Il dramma è che, per quanto riguarda il contenuto della borsa e le ispezioni nell’ufficio di Borsellino, i magistrati scompaiono. Non esistono. Nessuno ha chiesto loro gli atti di ispezione, l’apposizione dei sigilli dell’ufficio in Procura, eventuali verbali relativi all’ispezione. A nessuno di loro si chiede conto e ragione su come abbiano gestito il controllo del luogo della strage. Eppure chi era in servizio quel giorno ne ha la responsabilità. Che senso ha averla, se poi ricade tutto esclusivamente ai poliziotti? Sappiamo che quel giorno c’erano quasi tutti i magistrati. Si può avere più chiarezza, oppure è lesa maestà anche in questo caso?

Se ci basiamo sugli elementi che si hanno a disposizione, si può benissimo ipotizzare che la borsa di Borsellino è giunta in questura nell’ufficio di Arnaldo La Barbera già semivuota. Il contenuto è quello che poi verrà verbalizzato dall’allora magistrato nisseno Fausto Cardella.
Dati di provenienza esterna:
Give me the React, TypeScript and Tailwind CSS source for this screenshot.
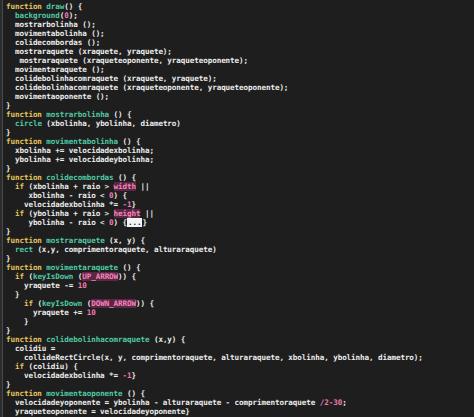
type Tok = [string, string?];

// k = keyword, f = function name, n = number, c = constant, x = folded block
const lines: Tok[][] = [
  [["function", "k"], [" "], ["draw", "f"], ["() {"]],
  [["  "], ["background", "f"], ["("], ["0", "n"], [");"]],
  [["  mostrarbolinha ();"]],
  [["  movimentabolinha ();"]],
  [["  colidecombordas ();"]],
  [["  mostraraquete (xraquete, yraquete);"]],
  [["   mostraraquete (xraqueteoponente, yraqueteoponente);"]],
  [["  movimentaraquete ();"]],
  [["  colidebolinhacomraquete (xraquete, yraquete);"]],
  [["  colidebolinhacomraquete (xraqueteoponente, yraqueteoponente);"]],
  [["  movimentaoponente ();"]],
  [["}"]],
  [["function", "k"], [" "], ["mostrarbolinha", "f"], [" () {"]],
  [["  "], ["circle", "f"], [" (xbolinha, ybolinha, diametro)"]],
  [["}"]],
  [["function", "k"], [" "], ["movimentabolinha", "f"], [" () {"]],
  [["  xbolinha += velocidadexbolinha;"]],
  [["  ybolinha += velocidadeybolinha;"]],
  [["}"]],
  [["function", "k"], [" "], ["colidecombordas", "f"], [" () {"]],
  [["  "], ["if", "k"], [" (xbolinha + raio > "], ["width", "c"], [" ||"]],
  [["     xbolinha - raio < "], ["0", "n"], [") {"]],
  [["    velocidadexbolinha *= "], ["-1", "n"], ["}"]],
  [["  "], ["if", "k"], [" (ybolinha + raio > "], ["height", "c"], [" ||"]],
  [["     ybolinha - raio < "], ["0", "n"], [") {"], ["...", "x"], ["}"]],
  [["}"]],
  [["function", "k"], [" "], ["mostraraquete", "f"], [" (x, y) {"]],
  [["  "], ["rect", "f"], [" (x,y, comprimentoraquete, alturaraquete)"]],
  [["}"]],
  [["function", "k"], [" "], ["movimentaraquete", "f"], [" () {"]],
  [["  "], ["if", "k"], [" ("], ["keyIsDown", "f"], [" ("], ["UP_ARROW", "c"], [")) {"]],
  [["    yraquete -= "], ["10", "n"]],
  [["  }"]],
  [["    "], ["if", "k"], [" ("], ["keyIsDown", "f"], [" ("], ["DOWN_ARROW", "c"], [")) {"]],
  [["      yraquete += "], ["10", "n"]],
  [["    }"]],
  [["}"]],
  [["function", "k"], [" "], ["colidebolinhacomraquete", "f"], [" (x,y) {"]],
  [["  colidiu ="]],
  [["    collideRectCircle(x, y, comprimentoraquete, alturaraquete, xbolinha, ybolinha, diametro);"]],
  [["  "], ["if", "k"], [" (colidiu) {"]],
  [["    velocidadexbolinha *= "], ["-1", "n"], ["}"]],
  [["}"]],
  [["function", "k"], [" "], ["movimentaoponente", "f"], [" () {"]],
  [["  velocidadeyoponente = ybolinha - alturaraquete - comprimentoraquete "], ["/2-30", "n"], [";"]],
  [["  yraqueteoponente = velocidadeyoponente}"]],
];

const tokClass: Record<string, string> = {
  k: "text-[#e3c55c]",
  f: "text-[#4fcaa4]",
  n: "text-[#f07aae]",
  c: "text-[#f584bd] bg-[#5a2742]",
  x: "text-[#1e1e1e] bg-[#f2f2f2] px-[1px]",
};

export default function App() {
  return (
    <div className="w-[474px] h-[417px] overflow-hidden bg-[#1e1e1e] flex">
      <div className="w-[3px] h-full bg-[#2c2c2c] border-r border-[#4a4a4a]" />
      <pre
        className="pl-[3px] pt-[1.5px] text-[7.6px] leading-[9px] tracking-[-0.09px] text-[#ececec] font-semibold"
        style={{fontFamily: '"DejaVu Sans Mono", "Liberation Mono", monospace'}}
      >
        {lines.map((line, i) => (
          <div key={i} className="h-[9px] whitespace-pre">
            {line.map(([text, kind], j) => (
              <span key={j} className={kind ? tokClass[kind] : undefined}>{text}</span>
            ))}
          </div>
        ))}
      </pre>
    </div>
  );
}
Qualche oggetto, costume, tre fogli dei quali ancora non si conosce il contenuto e l’agenda telefonica a parte. Quella che poi verrà restituita alla famiglia di Borsellino. La stessa agenda che Lucia, la figlia del Giudice, consegnerà a Chiara Colosimo, presidente della commissione antimafia. Bisognerebbe chiedere infatti ai magistrati viventi come e dove abbiano sequestrato le carte di Borsellino, tra i quali il fascicolo di Mutolo che era però contenuto all’interno della borsa. Magari è avvenuto nell'ufficio di Borsellino visto che l'ispezione da loro effettuata è durata fino a tarda notte? Come si concilia con il fatto che il giorno dopo i figli di Borsellino hanno ritrovato l’ufficio semivuoto? Si vuole la verità, oppure prendersela con i morti affidandosi a testimonianze forse più surreali di quelle di un Massimo Ciancimino? Il metodo Falcone ce lo siamo dimenticato di nuovo?